Short task: Copy each line where the word "components" occurs.
— START —
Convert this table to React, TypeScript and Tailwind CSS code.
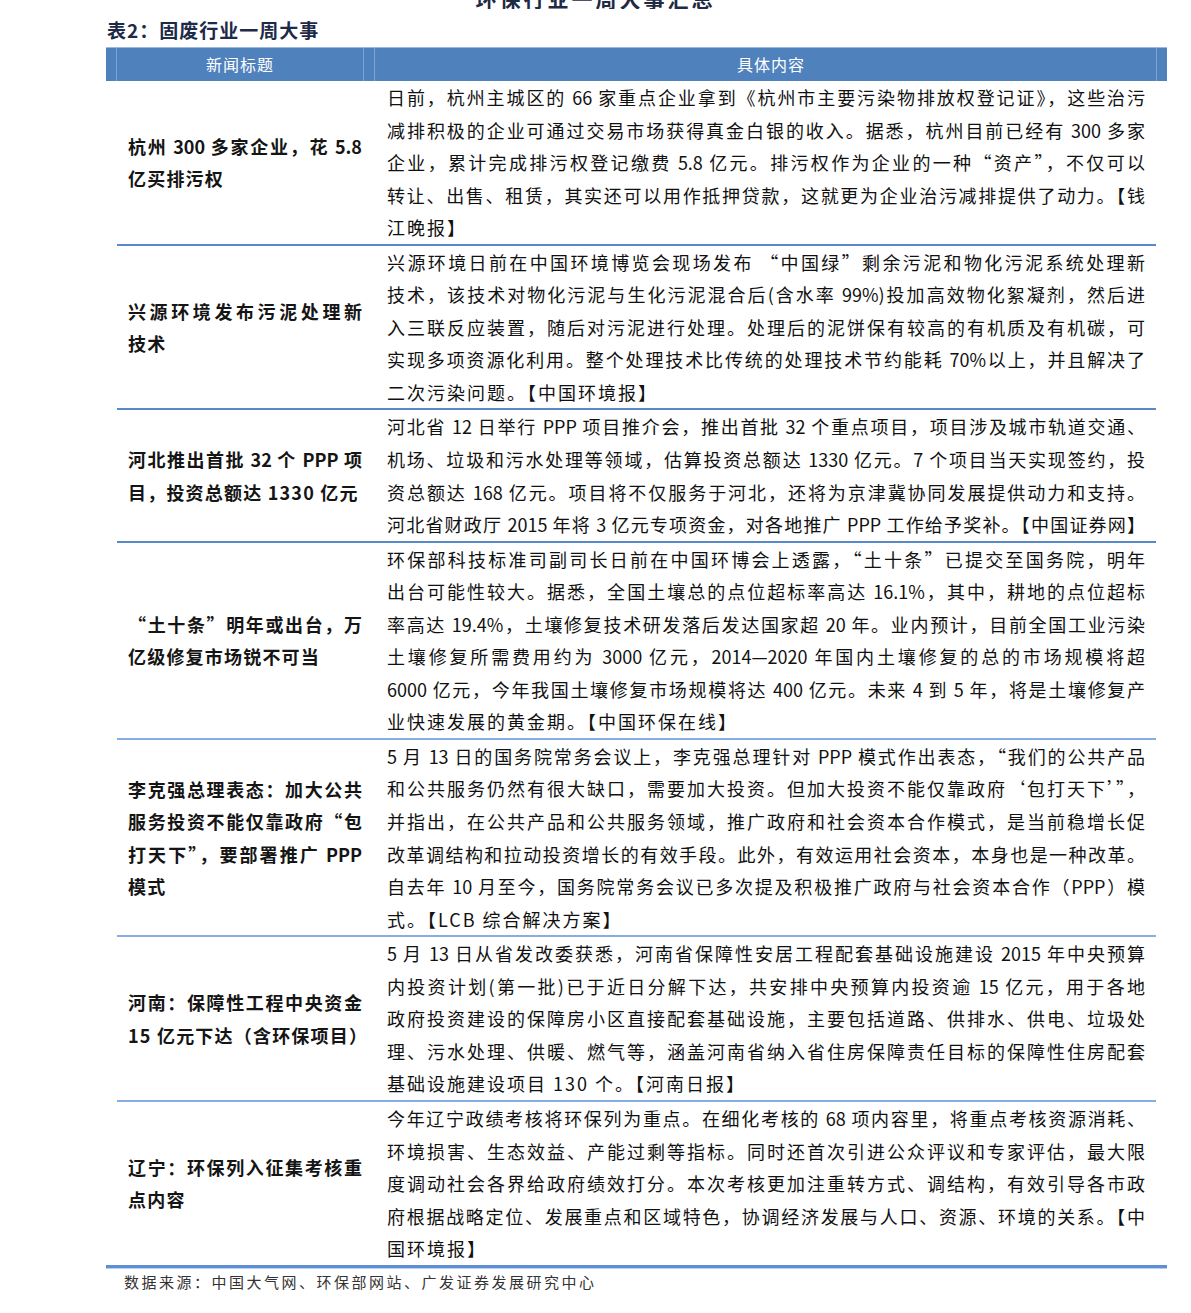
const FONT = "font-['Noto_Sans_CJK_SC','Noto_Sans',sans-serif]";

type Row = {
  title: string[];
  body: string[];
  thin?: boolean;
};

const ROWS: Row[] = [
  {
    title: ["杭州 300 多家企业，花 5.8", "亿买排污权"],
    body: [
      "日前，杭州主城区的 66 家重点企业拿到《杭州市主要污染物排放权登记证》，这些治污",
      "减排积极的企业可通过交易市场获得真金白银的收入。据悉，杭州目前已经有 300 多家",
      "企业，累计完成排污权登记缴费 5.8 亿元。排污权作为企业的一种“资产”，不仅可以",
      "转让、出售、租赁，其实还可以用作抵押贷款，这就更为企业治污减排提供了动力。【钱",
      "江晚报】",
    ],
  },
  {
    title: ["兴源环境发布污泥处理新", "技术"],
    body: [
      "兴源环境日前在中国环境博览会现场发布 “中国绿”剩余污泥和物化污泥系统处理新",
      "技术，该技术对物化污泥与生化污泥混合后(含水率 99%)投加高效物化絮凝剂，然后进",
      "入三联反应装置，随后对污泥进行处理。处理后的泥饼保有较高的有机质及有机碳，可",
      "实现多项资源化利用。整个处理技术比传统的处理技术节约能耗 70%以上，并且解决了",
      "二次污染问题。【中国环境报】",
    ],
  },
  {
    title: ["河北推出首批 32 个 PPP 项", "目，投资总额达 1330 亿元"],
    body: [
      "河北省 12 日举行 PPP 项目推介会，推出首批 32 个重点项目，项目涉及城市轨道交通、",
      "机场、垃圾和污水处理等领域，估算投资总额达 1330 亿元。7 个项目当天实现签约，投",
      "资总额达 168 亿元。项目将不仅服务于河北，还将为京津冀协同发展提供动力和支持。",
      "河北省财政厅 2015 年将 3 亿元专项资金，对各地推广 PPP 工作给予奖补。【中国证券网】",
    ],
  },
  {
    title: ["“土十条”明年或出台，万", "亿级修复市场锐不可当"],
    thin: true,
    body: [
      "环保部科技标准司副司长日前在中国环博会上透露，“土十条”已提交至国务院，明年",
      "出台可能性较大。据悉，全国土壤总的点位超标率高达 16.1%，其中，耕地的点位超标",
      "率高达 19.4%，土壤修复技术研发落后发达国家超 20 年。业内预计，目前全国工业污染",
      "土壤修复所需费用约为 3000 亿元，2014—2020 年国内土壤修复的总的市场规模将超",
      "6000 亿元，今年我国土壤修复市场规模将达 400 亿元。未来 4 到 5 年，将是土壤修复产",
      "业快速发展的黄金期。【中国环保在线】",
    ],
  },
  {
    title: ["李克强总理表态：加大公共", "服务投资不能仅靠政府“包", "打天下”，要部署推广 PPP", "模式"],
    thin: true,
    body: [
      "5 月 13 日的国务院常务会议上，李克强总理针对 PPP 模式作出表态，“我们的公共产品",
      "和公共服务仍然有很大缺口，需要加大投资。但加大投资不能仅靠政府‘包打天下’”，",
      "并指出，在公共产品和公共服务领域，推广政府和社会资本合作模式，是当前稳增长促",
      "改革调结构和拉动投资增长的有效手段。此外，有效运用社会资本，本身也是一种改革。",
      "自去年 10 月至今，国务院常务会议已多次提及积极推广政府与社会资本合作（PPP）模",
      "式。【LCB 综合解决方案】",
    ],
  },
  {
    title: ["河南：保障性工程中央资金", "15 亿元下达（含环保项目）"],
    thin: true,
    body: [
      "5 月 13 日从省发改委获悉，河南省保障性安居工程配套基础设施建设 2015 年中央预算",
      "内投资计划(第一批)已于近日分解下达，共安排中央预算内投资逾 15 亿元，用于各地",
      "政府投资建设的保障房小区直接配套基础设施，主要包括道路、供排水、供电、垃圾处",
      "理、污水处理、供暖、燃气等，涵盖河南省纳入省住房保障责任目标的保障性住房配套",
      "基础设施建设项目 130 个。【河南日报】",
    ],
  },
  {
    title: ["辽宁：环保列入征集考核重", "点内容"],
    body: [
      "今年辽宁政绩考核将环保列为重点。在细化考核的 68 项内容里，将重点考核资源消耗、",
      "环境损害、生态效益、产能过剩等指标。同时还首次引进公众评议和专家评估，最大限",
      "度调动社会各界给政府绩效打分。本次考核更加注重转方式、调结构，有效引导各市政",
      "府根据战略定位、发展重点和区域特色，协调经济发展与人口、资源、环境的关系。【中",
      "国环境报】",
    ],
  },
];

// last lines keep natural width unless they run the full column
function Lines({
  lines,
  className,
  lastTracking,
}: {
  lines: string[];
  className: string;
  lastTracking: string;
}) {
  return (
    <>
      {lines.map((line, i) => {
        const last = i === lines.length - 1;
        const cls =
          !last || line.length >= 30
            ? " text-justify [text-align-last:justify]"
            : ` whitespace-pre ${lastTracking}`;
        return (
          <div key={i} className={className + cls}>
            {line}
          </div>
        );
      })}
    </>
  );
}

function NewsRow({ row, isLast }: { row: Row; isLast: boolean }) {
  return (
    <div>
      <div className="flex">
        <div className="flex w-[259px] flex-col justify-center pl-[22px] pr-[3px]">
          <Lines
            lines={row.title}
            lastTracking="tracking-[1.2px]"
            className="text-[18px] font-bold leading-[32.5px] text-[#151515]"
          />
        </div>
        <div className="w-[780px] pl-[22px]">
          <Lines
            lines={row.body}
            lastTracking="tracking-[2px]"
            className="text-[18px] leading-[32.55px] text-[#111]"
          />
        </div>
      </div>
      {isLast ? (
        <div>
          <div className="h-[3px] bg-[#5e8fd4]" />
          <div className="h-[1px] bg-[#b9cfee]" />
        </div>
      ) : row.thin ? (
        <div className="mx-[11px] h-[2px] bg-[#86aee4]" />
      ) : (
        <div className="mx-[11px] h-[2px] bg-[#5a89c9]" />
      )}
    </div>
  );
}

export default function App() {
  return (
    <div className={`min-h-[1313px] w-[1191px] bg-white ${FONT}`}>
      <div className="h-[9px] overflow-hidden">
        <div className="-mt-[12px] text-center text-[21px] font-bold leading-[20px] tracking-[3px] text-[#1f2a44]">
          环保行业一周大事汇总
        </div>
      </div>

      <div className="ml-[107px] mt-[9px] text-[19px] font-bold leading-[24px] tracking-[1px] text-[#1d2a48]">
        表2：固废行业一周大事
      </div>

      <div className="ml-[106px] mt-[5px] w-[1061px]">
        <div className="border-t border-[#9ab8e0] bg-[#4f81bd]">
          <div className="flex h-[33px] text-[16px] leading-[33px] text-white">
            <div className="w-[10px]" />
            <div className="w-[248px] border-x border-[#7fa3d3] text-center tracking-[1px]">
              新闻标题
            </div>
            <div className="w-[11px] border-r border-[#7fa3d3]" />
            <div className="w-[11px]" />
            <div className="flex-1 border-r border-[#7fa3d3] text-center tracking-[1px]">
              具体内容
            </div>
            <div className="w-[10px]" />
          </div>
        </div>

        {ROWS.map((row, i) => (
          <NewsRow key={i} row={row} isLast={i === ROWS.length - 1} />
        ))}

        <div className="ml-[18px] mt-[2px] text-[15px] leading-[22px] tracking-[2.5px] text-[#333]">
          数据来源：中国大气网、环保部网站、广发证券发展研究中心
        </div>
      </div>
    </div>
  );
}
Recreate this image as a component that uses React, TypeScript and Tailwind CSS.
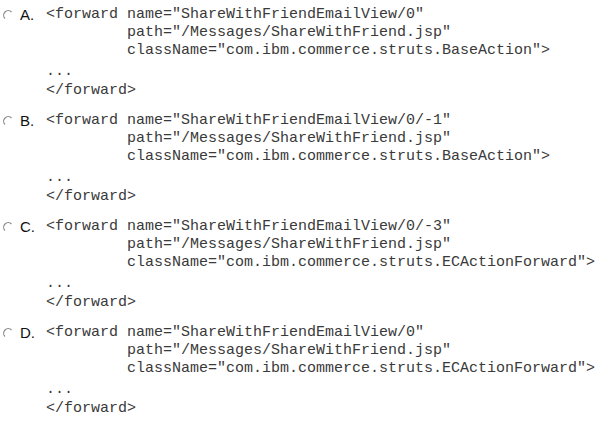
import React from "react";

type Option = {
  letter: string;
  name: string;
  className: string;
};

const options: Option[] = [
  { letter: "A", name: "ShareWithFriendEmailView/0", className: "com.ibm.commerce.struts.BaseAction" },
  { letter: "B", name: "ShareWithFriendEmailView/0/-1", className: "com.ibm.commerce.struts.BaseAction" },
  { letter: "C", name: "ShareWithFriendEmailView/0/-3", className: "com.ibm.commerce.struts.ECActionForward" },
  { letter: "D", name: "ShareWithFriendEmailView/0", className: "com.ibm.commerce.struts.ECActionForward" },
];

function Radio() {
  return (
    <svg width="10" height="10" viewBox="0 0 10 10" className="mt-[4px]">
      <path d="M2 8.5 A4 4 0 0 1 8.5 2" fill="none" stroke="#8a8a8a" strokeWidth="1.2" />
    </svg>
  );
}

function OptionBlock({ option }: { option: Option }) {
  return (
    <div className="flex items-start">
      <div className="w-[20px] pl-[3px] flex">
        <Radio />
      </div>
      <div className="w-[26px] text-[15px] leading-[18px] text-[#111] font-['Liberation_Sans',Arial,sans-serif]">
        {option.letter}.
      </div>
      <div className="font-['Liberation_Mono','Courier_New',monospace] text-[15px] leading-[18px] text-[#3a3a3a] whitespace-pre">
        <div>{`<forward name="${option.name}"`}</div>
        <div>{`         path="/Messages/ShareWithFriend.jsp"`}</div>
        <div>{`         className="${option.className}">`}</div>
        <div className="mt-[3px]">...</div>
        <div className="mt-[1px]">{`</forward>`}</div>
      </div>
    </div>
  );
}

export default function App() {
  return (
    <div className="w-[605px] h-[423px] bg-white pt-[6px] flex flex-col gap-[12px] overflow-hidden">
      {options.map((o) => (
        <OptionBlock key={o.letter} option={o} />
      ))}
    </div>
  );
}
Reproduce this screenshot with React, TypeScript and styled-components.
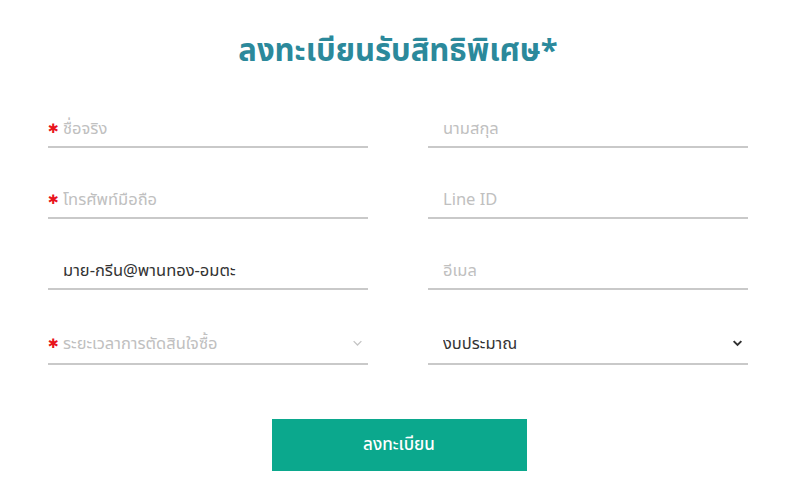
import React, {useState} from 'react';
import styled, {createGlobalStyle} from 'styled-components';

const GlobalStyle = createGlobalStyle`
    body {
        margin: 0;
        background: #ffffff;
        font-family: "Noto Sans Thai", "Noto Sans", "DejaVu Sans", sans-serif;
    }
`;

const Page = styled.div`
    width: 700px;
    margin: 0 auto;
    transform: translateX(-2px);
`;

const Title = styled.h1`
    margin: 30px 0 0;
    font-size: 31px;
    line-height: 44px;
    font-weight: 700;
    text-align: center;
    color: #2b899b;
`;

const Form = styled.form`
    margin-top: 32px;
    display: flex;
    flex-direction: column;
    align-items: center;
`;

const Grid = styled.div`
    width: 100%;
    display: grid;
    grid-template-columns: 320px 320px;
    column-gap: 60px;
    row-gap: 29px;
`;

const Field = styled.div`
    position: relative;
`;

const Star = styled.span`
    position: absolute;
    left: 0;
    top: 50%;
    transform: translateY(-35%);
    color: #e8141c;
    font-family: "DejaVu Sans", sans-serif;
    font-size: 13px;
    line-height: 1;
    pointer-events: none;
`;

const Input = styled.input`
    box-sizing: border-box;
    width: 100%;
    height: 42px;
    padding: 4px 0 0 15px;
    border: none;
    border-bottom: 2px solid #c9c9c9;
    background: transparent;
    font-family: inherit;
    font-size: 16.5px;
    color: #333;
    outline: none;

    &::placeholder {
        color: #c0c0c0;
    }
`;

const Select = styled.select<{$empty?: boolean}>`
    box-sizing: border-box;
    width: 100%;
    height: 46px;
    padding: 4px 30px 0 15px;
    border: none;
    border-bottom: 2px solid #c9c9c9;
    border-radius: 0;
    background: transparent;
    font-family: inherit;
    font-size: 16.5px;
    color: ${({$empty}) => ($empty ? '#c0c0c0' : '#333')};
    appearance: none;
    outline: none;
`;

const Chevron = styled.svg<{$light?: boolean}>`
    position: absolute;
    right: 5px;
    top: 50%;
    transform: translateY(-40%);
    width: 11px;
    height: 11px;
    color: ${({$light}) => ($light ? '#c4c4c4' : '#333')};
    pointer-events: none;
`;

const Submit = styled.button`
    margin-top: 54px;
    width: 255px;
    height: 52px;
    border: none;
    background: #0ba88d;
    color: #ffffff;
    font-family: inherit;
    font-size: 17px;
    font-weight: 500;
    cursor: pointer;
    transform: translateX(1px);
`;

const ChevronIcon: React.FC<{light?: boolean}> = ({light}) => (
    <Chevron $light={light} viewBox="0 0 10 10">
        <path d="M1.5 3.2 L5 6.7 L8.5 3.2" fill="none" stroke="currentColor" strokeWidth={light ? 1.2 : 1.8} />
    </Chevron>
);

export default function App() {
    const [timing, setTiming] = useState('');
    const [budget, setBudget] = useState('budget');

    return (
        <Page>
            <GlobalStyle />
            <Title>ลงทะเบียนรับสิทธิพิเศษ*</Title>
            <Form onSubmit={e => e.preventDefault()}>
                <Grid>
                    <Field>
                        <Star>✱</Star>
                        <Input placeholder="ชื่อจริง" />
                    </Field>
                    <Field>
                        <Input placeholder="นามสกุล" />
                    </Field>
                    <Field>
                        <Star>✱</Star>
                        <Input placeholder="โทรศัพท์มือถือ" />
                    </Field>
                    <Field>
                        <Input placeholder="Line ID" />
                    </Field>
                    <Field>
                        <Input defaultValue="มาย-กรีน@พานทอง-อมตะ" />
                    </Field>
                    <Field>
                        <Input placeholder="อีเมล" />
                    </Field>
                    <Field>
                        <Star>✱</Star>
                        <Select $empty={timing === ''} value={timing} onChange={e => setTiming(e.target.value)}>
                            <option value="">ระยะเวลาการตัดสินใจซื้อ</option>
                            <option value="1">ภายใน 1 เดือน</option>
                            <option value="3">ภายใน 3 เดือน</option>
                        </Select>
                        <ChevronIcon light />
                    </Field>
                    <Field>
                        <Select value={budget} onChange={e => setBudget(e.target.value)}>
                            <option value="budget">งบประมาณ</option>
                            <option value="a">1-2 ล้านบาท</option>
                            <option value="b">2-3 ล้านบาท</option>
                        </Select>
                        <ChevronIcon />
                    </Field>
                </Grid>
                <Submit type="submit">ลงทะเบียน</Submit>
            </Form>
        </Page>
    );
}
— END —
Exercise solution:
Reproduce this screenshot with React, TypeScript and styled-components.
import styled, {createGlobalStyle} from 'styled-components';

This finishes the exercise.